The Creditors with minor tweaks in their enforcement actions like ensuring fresh service of personal guarantee invocation, revisiting of existing guarantee agreements, engaging in periodical revival of guarantees when principal terms are materially altered etc. could witness substantial positive impact in legal proceedings

The Insolvency and Bankruptcy Code, 2016(“IBC/CODE”) is not only a unified framework for resolving financially distressed entities, but also provides a framework for enforcement of personal guarantors. In Dilip B. Jiwrajka v. Union of India, the Supreme Court upheld the validity of initiating bankruptcy proceedings against guarantors, reaffirming the enforceability of personal guarantees despite defaults by companies. From then on, the Creditors have been given, a sort of, Statement of Practice, to simultaneously proceed against the personal guarantors for maximum recoveries, but this more likely used as a restraint measure, in context of traditional Indian society embargoes.

Interestingly, recent trends like Reliance Naval, HNG etc. indicate that creditors, in various cases are inclined to sell off the personal guarantees or assign the personal debt of guarantors during the pendency of proceedings.
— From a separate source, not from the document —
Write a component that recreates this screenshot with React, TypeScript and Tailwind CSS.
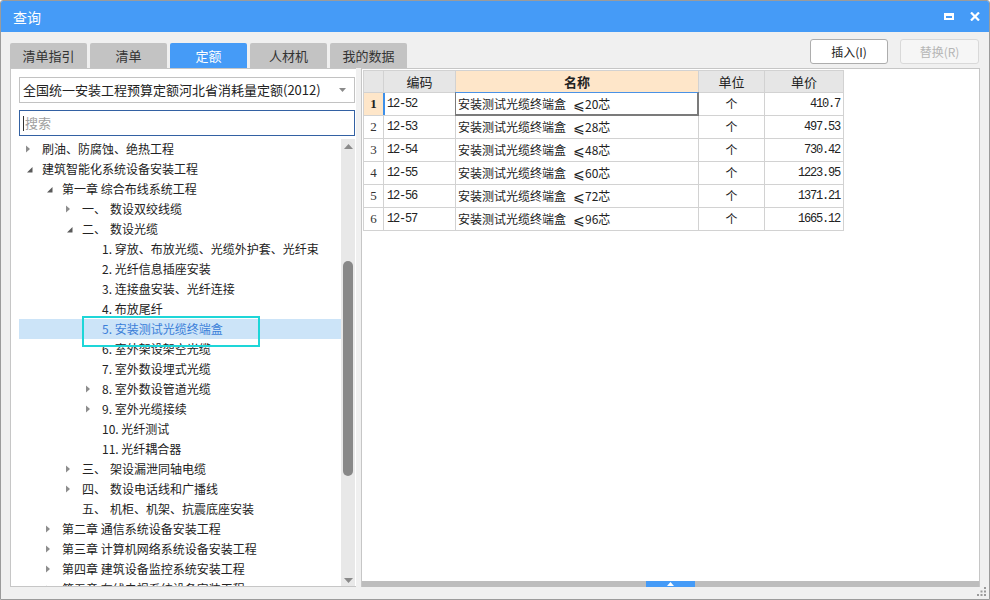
import React from "react";

const F = { fontFamily: '"Noto Sans CJK SC", "Noto Sans", sans-serif' };
const M = { fontFamily: '"Liberation Mono", "DejaVu Sans Mono", monospace' };

type Node = { l: number; a: "c" | "e" | ""; t: string; t2?: string; sel?: boolean };

const tree: Node[] = [
  { l: 0, a: "c", t: "刷油、防腐蚀、绝热工程" },
  { l: 0, a: "e", t: "建筑智能化系统设备安装工程" },
  { l: 1, a: "e", t: "第一章 综合布线系统工程" },
  { l: 2, a: "c", t: "一、", t2: "数设双绞线缆" },
  { l: 2, a: "e", t: "二、", t2: "数设光缆" },
  { l: 3, a: "", t: "1. 穿放、布放光缆、光缆外护套、光纤束" },
  { l: 3, a: "", t: "2. 光纤信息插座安装" },
  { l: 3, a: "", t: "3. 连接盘安装、光纤连接" },
  { l: 3, a: "", t: "4. 布放尾纤" },
  { l: 3, a: "", t: "5. 安装测试光缆终端盒", sel: true },
  { l: 3, a: "", t: "6. 室外架设架空光缆" },
  { l: 3, a: "", t: "7. 室外数设埋式光缆" },
  { l: 3, a: "c", t: "8. 室外数设管道光缆" },
  { l: 3, a: "c", t: "9. 室外光缆接续" },
  { l: 3, a: "", t: "10. 光纤测试" },
  { l: 3, a: "", t: "11. 光纤耦合器" },
  { l: 2, a: "c", t: "三、", t2: "架设漏泄同轴电缆" },
  { l: 2, a: "c", t: "四、", t2: "数设电话线和广播线" },
  { l: 2, a: "", t: "五、", t2: "机柜、机架、抗震底座安装" },
  { l: 1, a: "c", t: "第二章 通信系统设备安装工程" },
  { l: 1, a: "c", t: "第三章 计算机网络系统设备安装工程" },
  { l: 1, a: "c", t: "第四章 建筑设备监控系统安装工程" },
  { l: 1, a: "c", t: "第五章 有线电视系统设备安装工程" },
];

const rows = [
  ["12-52", "20", "410.7"],
  ["12-53", "28", "497.53"],
  ["12-54", "48", "730.42"],
  ["12-55", "60", "1223.95"],
  ["12-56", "72", "1371.21"],
  ["12-57", "96", "1665.12"],
];

const padL: Record<number, string> = { 0: "pl-0", 1: "pl-[20px]", 2: "pl-[40px]", 3: "pl-[60px]" };

function Arrow({ a }: { a: string }) {
  if (a === "c")
    return (
      <svg width="5" height="8" className="ml-[7px]">
        <path d="M0 0.5 L4 4 L0 7.5 Z" fill="#8d8d8d" />
      </svg>
    );
  if (a === "e")
    return (
      <svg width="6" height="6" className="ml-[8px] mt-[2px]">
        <path d="M5.5 0 L5.5 5.5 L0 5.5 Z" fill="#5a5a5a" />
      </svg>
    );
  return null;
}

export default function App() {
  return (
    <div
      className="relative w-[990px] h-[600px] border border-[#9b9b9b] rounded-t-[3px] bg-[#f0f0f0] flex flex-col overflow-hidden text-[#222]"
      style={F}
    >
      {/* title bar */}
      <div className="h-[31px] bg-[#459bf7] flex items-center pl-[12px] pr-[8px] shrink-0">
        <span className="text-white text-[14px] leading-none">查询</span>
        <div className="flex-1" />
        <div className="w-[10px] h-[7px] border-2 border-t-[3px] border-white mr-[16px]" />
        <svg width="10" height="9" viewBox="0 0 10 9" className="mr-[1px]">
          <path d="M1 0.5 L9 8.5 M9 0.5 L1 8.5" stroke="white" strokeWidth="2.2" />
        </svg>
      </div>

      {/* tabs + buttons */}
      <div className="h-[36px] flex justify-between pl-[9px] pr-[10px] shrink-0">
        <div className="flex items-end gap-[3px]">
          {["清单指引", "清单", "定额", "人材机", "我的数据"].map((t) => (
            <div
              key={t}
              className={
                "w-[77px] h-[25px] flex items-center justify-center text-[13px] rounded-t-[2px] " +
                (t === "定额" ? "bg-[#459bf7] text-white" : "bg-[#c3c3c3] text-[#333]")
              }
            >
              {t}
            </div>
          ))}
        </div>
        <div className="flex items-start gap-[12px] pt-[7px]">
          <div className="w-[78px] h-[25px] bg-white border border-[#adadad] rounded-[3px] flex items-center justify-center text-[12px] text-[#222]">
            插入(I)
          </div>
          <div className="w-[79px] h-[25px] bg-[#f6f6f6] border border-[#d9d9d9] rounded-[3px] flex items-center justify-center text-[12px] text-[#b5b5b5]">
            替换(R)
          </div>
        </div>
      </div>

      {/* content */}
      <div className="h-[519px] flex gap-[5px] pl-[9px] pr-[9px] shrink-0">
        {/* left panel */}
        <div className="w-[346px] h-full bg-white border border-r-0 border-[#c6c6c6] flex flex-col pl-[8px] pt-[8px]">
          <div className="w-[336px] h-[26px] border border-[#c2c2c2] flex items-center pl-[3px] pr-[8px] text-[13px] text-[#222] shrink-0">
            <span className="flex-1">全国统一安装工程预算定额河北省消耗量定额(2012)</span>
            <svg width="7" height="4">
              <path d="M0 0 L7 0 L3.5 4 Z" fill="#8a8a8a" />
            </svg>
          </div>
          <div className="mt-[7px] w-[336px] h-[26px] border border-[#3361a3] flex items-center pl-[3px] text-[13px] text-[#a0a0a0] shrink-0">
            <span className="w-px h-[15px] bg-[#333] mr-px" />
            搜索
          </div>
          <div className="mt-[3px] flex-1 flex min-h-0">
            <div className="w-[322px] overflow-hidden">
              {tree.map((n, i) => (
                <div
                  key={i}
                  className={
                    "h-[20px] flex items-center text-[12px] leading-[20px] whitespace-nowrap " +
                    padL[n.l] +
                    (n.sel ? " bg-[#cce4f8] text-[#3b7fd8]" : " text-[#222]")
                  }
                >
                  <div className="w-[23px] shrink-0 flex items-center">
                    <Arrow a={n.a} />
                  </div>
                  <span>{n.t}</span>
                  {n.t2 && <span className="ml-[4px]">{n.t2}</span>}
                </div>
              ))}
            </div>
            <div className="w-[14px] h-full bg-[#e8e8e8] flex flex-col items-center">
              <svg width="9" height="5" className="mt-[5px]">
                <path d="M0 5 L4.5 0 L9 5 Z" fill="#8a8a8a" />
              </svg>
              <div className="mt-[112px] w-[10px] h-[215px] rounded-full bg-[#888888]" />
              <div className="flex-1" />
              <svg width="9" height="5" className="mb-[3px]">
                <path d="M0 0 L9 0 L4.5 5 Z" fill="#8a8a8a" />
              </svg>
            </div>
          </div>
        </div>

        {/* right panel */}
        <div className="w-[619px] h-full bg-white border border-b-0 border-[#c6c6c6] flex flex-col">
          <div className="p-[1px] flex-1">
            <div className="w-fit border-l border-t border-[#d2d2d2]">
              {/* header */}
              <div className="flex h-[22px] text-[13px] text-[#222]">
                <div className="w-[20px] bg-[#e6e6e6] border-r border-b border-[#d2d2d2]" />
                <div className="w-[72px] bg-[#e6e6e6] border-r border-b border-[#d2d2d2] flex items-center justify-center">编码</div>
                <div className="w-[243px] bg-[#fee6c9] border-r border-b border-[#d2d2d2] flex items-center justify-center font-bold">名称</div>
                <div className="w-[66px] bg-[#e6e6e6] border-r border-b border-[#d2d2d2] flex items-center justify-center">单位</div>
                <div className="w-[79px] bg-[#e6e6e6] border-r border-b border-[#d2d2d2] flex items-center justify-center">单价</div>
              </div>
              {rows.map((r, i) => (
                <div key={i} className="flex h-[23px] text-[12px] text-[#222]">
                  <div
                    className={
                      "w-[20px] border-r border-b border-[#d2d2d2] flex items-center justify-center text-[13px] " +
                      (i === 0 ? "bg-[#fee6c9] font-bold text-[#222]" : "text-[#333]")
                    }
                    style={{ fontFamily: '"Liberation Serif", serif' }}
                  >
                    {i + 1}
                  </div>
                  <div className="relative w-[72px] border-r border-b border-[#d2d2d2] flex items-center pl-[3px] text-[12px] tracking-[-1.2px]" style={M}>
                    {i === 0 && <div className="absolute left-[-1px] top-0 bottom-0 w-[2px] bg-[#3d8fe9]" />}
                    {r[0]}
                  </div>
                  <div className="relative w-[243px] border-r border-b border-[#d2d2d2] flex items-center pl-[2px]">
                    {i === 0 && (
                      <div className="absolute left-[-1px] top-[-1px] right-[-1px] bottom-[-1px] border-l border-r-2 border-b-2 border-t border-[#7b7b7b] border-t-[#4a92e6]" />
                    )}
                    <span>安装测试光缆终端盒</span>
                    <span className="ml-[7px] text-[14px] leading-none">⩽</span>
                    <span>{r[1]}芯</span>
                  </div>
                  <div className="w-[66px] border-r border-b border-[#d2d2d2] flex items-center justify-center">个</div>
                  <div className="w-[79px] border-r border-b border-[#d2d2d2] flex items-center justify-end pr-[3px] text-[12px] tracking-[-1.2px]" style={M}>
                    {r[2]}
                  </div>
                </div>
              ))}
            </div>
          </div>
          <div className="h-[6px] bg-[#bdbdbd] flex shrink-0">
            <div className="ml-[284px] w-[49px] h-full bg-[#459bf7] flex items-center justify-center">
              <svg width="7" height="4">
                <path d="M0 4 L3.5 0 L7 4 Z" fill="white" />
              </svg>
            </div>
          </div>
        </div>
      </div>

      {/* annotation box */}
      <div className="absolute left-[81px] top-[315px] w-[178px] h-[31px] border-2 border-[#1ed6d8]" />

      {/* resize grip */}
      <svg width="10" height="10" className="absolute right-[2px] bottom-[2px]">
        <rect x="7" y="0" width="2" height="2" fill="#9a9a9a" />
        <rect x="3.5" y="3.5" width="2" height="2" fill="#9a9a9a" />
        <rect x="7" y="3.5" width="2" height="2" fill="#9a9a9a" />
        <rect x="0" y="7" width="2" height="2" fill="#9a9a9a" />
        <rect x="3.5" y="7" width="2" height="2" fill="#9a9a9a" />
        <rect x="7" y="7" width="2" height="2" fill="#9a9a9a" />
      </svg>
    </div>
  );
}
Few cases like Ujaas energy, Shivaji Cane processors etc. even suggest that creditors scout for one time recovery through the resolution mechanism under the Code and are interested in clubbing the personal guarantees in the asset pool for better and instant price discovery. Since the intent of the Code and relevant provisions were refuted here, IBBI has suggested the elimination of such cumulative bargains.
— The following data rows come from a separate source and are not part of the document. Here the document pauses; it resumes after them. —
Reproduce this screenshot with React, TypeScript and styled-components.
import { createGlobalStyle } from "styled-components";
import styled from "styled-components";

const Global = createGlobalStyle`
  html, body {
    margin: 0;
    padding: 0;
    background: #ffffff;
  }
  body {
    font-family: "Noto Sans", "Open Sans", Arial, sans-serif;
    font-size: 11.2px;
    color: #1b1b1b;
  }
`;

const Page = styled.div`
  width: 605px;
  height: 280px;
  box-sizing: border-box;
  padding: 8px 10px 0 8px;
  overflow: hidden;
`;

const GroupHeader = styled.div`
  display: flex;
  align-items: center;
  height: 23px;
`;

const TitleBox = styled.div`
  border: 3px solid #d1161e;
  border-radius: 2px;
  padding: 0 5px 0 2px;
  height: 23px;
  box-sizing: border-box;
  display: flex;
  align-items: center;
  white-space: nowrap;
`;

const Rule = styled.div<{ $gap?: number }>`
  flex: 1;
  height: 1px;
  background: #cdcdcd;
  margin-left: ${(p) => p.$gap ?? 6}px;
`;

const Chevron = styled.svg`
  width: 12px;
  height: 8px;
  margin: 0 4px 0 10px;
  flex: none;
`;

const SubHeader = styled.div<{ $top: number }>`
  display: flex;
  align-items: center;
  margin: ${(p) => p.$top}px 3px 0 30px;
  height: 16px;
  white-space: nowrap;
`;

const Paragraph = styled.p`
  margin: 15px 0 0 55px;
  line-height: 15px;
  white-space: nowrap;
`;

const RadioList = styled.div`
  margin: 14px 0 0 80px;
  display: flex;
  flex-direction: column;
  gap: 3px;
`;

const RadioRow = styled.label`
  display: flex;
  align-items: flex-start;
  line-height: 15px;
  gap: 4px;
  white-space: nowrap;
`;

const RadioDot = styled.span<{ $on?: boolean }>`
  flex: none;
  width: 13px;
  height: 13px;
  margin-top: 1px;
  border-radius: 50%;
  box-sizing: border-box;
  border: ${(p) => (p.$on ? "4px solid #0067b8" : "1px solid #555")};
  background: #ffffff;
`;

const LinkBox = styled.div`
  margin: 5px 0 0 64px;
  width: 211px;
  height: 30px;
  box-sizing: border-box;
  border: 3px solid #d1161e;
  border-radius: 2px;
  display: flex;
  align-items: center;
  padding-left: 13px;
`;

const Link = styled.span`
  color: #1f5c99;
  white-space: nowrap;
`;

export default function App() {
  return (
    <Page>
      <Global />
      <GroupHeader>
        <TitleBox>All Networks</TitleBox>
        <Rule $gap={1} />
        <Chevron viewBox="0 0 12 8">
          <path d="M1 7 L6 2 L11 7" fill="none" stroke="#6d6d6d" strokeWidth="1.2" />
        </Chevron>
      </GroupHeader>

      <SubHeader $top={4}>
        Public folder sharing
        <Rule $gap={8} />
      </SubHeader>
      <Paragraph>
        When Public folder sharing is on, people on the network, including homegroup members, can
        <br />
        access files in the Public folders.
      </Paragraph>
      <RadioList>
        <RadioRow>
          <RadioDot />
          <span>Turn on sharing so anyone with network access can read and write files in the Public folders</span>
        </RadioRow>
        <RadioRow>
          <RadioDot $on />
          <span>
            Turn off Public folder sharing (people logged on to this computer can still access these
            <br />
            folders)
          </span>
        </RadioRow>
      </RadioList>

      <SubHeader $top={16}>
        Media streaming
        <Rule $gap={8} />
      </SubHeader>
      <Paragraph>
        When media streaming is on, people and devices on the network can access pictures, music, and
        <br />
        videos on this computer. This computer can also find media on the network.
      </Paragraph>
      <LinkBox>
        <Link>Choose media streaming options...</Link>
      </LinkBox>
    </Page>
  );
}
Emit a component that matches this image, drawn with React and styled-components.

Though the creditors could realise only 2.16 per cent against the claimed amounts, but the number each quarter is growing with the hope that these meagre figures would soon be inflated. This is possible if the underlying causes of such figures are identified and the same may be done by studying the trajectory of each legal point involved.
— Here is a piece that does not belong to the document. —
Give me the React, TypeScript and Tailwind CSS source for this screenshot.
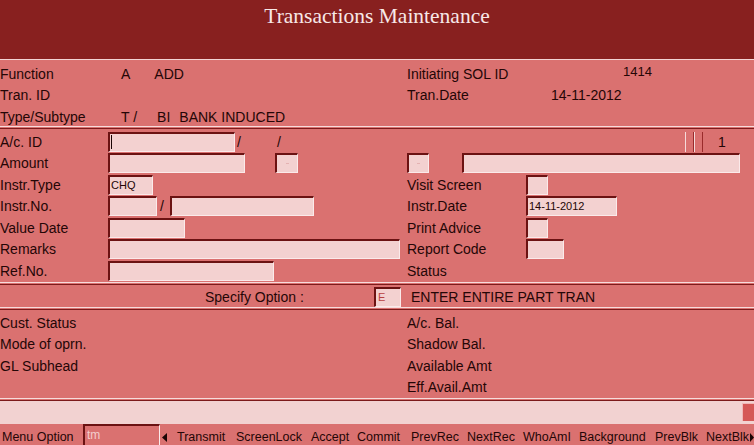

The National Company Law Tribunals (NCLTs) across India have tackled numerous complex issues concerning the insolvency of personal guarantors leading to significant jurisprudential developments and with implementation of such key takeaways, not only the figures of recoveries would whoop high but also the faith in the insolvency and contractual agreements would be reposed. The Creditors with minor tweaks in their enforcement actions like ensuring fresh service of personal guarantee invocation, revisiting of existing guarantee agreements, engaging in periodical revival of guarantees when principal terms are materially altered etc. could witness substantial positive impact in legal proceedings. Even in consortium documents or Security Trustee Agreement, clauses indicating the tenability of individual action of a lender against the personal guarantor, in the event of default, may be specifically incorporated and this clause may then be timely invoked for the best interest of the creditor.

The limited jurisprudence reveals that debt acknowledgement by the corporate debtor would be tantamount to debt acknowledgement by personal guarantor and this doctrine of relatability has helped creditors in various cases. Further, number of cases have affirmed various propositions in favor of creditors like debt restructuring to not to absolve guarantor’s liability, fresh period of limitation to accrue from the date of recovery certificate issued, single application to be filed against the single guarantor etc.

The guarantors, finding a no escape zone, have often seen to be tantalizing the provisions by filing simultaneous applications for initiating resolution proceedings against themselves for seeking the benefit of interim moratorium. The impact of the same would thus, halt or suspend the pending proceedings with respect to any debt against them as the sweet honeymoon period commences instantly on the filing of application. Even the two creditors who have initiated the parallel proceedings against the single guarantor often land up in a fix, while the guarantor finds a safe harbor in the said clash of proceedings. Few of such relevant provisions require judicial scrutiny as the beta phase of individual insolvency is underway and alignment of all diverse opinions is warranted.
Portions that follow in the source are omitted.